Dans “Le Dernier des Juifs”, Jacques Derrida à la recherche de son appartenance communautaire
Dans Le Dernier des Juifs, le philosophe Jacques Derrida explore sa propre “appartenance sans appartenance” à la judéité ou au judaïsme.
Le Dernier des Juifs, titre de ce volume qui réunit deux conférences, c’est Jacques Derrida lui-même (1930-2004). Explorant sa «propre appartenance sans appartenance» au judaïsme – et à la judéité, distincte, comme il y insiste, du premier –, le philosophe se présente comme le «moins juif», «le Juif le plus indigne». Il est celui qui se tient à l’écart du groupe, «en raison d’une force de rupture déracinante et universalisante avec le lieu, avec le local, le familial, le communautaire, le national» – et, en particulier, avec la politique israélienne et ses violences.
Mais Derrida prétend aussi être le «plus juif de tous» : s’il y a parjure, c’est au nom même de l’héritage d’une attitude liée au rejet du Juif, au nom de «l’hospitalité» due à «l’étranger» et de l’accueil «de la dissymétrie, de l’anachronie, de la non-réciprocité». Et au nom de l’enfant qu’il a été, marqué à vie par son exclusion à dix ans de l’école parce que juif. «Plus radicalement tu rompras (…), plus tu seras fidèle à l’exigence hyperbolique (…) d’une responsabilité universelle et disproportionnée devant la singularité de tout autre», affirme le philosophe, avançant sa «vigilance inquiète d’étranger de l’intérieur».

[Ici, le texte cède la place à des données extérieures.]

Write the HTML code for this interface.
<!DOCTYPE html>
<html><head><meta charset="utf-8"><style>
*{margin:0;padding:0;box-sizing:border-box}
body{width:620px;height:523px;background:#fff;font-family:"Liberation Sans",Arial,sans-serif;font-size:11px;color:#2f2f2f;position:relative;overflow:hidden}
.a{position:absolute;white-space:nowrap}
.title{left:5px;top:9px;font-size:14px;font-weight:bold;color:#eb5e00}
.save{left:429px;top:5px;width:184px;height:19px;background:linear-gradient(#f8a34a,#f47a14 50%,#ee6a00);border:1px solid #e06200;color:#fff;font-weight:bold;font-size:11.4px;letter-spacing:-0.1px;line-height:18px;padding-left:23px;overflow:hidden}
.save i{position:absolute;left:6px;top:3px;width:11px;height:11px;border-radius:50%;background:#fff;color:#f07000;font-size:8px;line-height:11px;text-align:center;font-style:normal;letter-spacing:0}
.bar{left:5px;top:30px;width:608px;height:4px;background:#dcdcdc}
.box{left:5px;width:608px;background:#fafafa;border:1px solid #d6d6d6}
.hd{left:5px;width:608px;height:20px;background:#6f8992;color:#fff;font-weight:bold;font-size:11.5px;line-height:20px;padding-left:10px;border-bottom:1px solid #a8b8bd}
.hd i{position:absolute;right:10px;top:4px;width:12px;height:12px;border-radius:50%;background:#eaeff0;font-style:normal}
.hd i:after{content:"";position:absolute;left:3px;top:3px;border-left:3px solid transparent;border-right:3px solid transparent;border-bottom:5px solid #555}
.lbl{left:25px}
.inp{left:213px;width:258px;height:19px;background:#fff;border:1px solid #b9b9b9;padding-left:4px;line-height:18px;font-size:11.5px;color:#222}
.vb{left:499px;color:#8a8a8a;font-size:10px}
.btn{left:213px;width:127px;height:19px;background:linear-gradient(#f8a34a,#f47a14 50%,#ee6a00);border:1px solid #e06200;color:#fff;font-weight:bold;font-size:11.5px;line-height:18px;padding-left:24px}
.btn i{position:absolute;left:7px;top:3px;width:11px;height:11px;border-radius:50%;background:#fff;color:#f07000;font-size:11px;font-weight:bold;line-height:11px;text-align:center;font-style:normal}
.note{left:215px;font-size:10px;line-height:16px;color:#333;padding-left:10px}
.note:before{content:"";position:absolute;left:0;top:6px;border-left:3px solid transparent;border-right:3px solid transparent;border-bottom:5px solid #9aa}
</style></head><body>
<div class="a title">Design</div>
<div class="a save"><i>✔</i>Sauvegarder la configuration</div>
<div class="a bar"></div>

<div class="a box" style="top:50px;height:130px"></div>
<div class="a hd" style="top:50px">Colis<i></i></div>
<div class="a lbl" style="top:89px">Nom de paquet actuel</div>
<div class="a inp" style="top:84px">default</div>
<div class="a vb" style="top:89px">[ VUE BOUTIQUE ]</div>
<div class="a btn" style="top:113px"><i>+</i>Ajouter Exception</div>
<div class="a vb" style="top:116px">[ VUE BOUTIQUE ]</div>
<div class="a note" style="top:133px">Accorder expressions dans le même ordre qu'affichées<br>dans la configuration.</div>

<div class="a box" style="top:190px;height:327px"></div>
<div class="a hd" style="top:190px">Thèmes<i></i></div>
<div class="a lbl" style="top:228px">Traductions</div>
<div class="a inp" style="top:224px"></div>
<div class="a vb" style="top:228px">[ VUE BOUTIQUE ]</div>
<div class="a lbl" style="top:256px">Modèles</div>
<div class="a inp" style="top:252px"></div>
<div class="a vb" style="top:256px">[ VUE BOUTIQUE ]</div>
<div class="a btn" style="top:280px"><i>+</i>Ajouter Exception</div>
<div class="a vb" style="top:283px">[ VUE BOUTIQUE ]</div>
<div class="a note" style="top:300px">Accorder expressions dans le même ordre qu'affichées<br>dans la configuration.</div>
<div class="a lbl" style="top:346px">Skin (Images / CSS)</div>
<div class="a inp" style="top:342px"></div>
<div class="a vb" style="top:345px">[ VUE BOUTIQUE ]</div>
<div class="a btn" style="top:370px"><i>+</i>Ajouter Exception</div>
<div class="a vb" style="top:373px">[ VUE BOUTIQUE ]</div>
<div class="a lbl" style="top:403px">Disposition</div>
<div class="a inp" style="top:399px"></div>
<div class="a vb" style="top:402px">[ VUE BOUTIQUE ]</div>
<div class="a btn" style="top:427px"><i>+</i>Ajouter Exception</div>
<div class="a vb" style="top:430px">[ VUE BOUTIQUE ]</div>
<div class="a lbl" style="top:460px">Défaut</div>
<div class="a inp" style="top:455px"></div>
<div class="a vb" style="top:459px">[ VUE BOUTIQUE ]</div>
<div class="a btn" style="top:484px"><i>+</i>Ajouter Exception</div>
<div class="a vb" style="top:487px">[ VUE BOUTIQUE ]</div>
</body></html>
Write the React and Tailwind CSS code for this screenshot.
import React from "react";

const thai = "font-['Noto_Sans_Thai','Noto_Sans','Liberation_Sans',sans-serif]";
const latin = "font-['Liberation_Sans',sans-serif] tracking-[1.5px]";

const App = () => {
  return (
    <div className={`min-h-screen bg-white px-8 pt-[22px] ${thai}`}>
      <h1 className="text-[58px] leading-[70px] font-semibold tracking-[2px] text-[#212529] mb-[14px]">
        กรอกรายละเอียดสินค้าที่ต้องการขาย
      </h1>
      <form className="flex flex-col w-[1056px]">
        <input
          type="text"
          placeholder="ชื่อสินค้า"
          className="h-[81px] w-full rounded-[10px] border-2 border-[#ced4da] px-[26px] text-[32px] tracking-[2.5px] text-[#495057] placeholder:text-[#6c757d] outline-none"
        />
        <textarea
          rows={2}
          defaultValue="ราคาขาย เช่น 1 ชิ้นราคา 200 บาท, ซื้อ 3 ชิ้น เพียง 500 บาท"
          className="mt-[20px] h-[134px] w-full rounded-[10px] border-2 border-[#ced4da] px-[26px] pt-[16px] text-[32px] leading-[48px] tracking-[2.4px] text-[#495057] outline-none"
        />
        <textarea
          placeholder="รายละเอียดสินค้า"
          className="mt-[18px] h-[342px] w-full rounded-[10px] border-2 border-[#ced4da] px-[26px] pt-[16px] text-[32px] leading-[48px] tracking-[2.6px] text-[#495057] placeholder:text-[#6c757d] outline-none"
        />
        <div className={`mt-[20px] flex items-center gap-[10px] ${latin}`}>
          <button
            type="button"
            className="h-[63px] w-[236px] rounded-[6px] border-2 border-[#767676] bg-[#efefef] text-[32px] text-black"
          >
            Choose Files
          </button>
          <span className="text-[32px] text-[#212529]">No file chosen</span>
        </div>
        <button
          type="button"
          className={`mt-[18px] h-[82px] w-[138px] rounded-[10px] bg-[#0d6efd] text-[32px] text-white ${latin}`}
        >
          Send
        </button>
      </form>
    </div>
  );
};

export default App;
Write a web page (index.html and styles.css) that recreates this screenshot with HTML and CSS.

Réflexion sur le sujet minoritaire
Il n’est pas seulement question de judaïsme et de judéité dans Le Dernier des Juifs et c’est ce qui rend ce texte encore plus beau et plus puissant. Ce dont parle plus largement Jacques Derrida, c’est bien du sujet minoritaire, frappé dès l’enfance et pour toujours par l’insulte, qu’elle soit antisémite ou autre (et le philosophe fait d’ailleurs référence au Pacs, qu’il avait soutenu).
Il est aussi question de l’appartenance de ce sujet minoritaire au groupe auquel il est assigné. Derrida s’attarde en effet sur les tensions de ce que Jean-Paul Sartre appelle «l’authenticité» et de ce qu’on pourrait nommer la dialectique de la honte et de la fierté, ou de la réappropriation du stigmate. Il ne s’agit pas pour Derrida de la rejeter (en dépit de termes parfois violents contre la «grégarité fusionnelle»), mais d’en souligner les ambiguïtés. Appelant à l’«oscillation» et à l’«indécidabilité», il écrit : «quiconque répond à l’appel doit continuer à douter, à se demander s’il a bien entendu, s’il n’y a pas de malentendu originel, si c’est bien là son nom qui a résonné».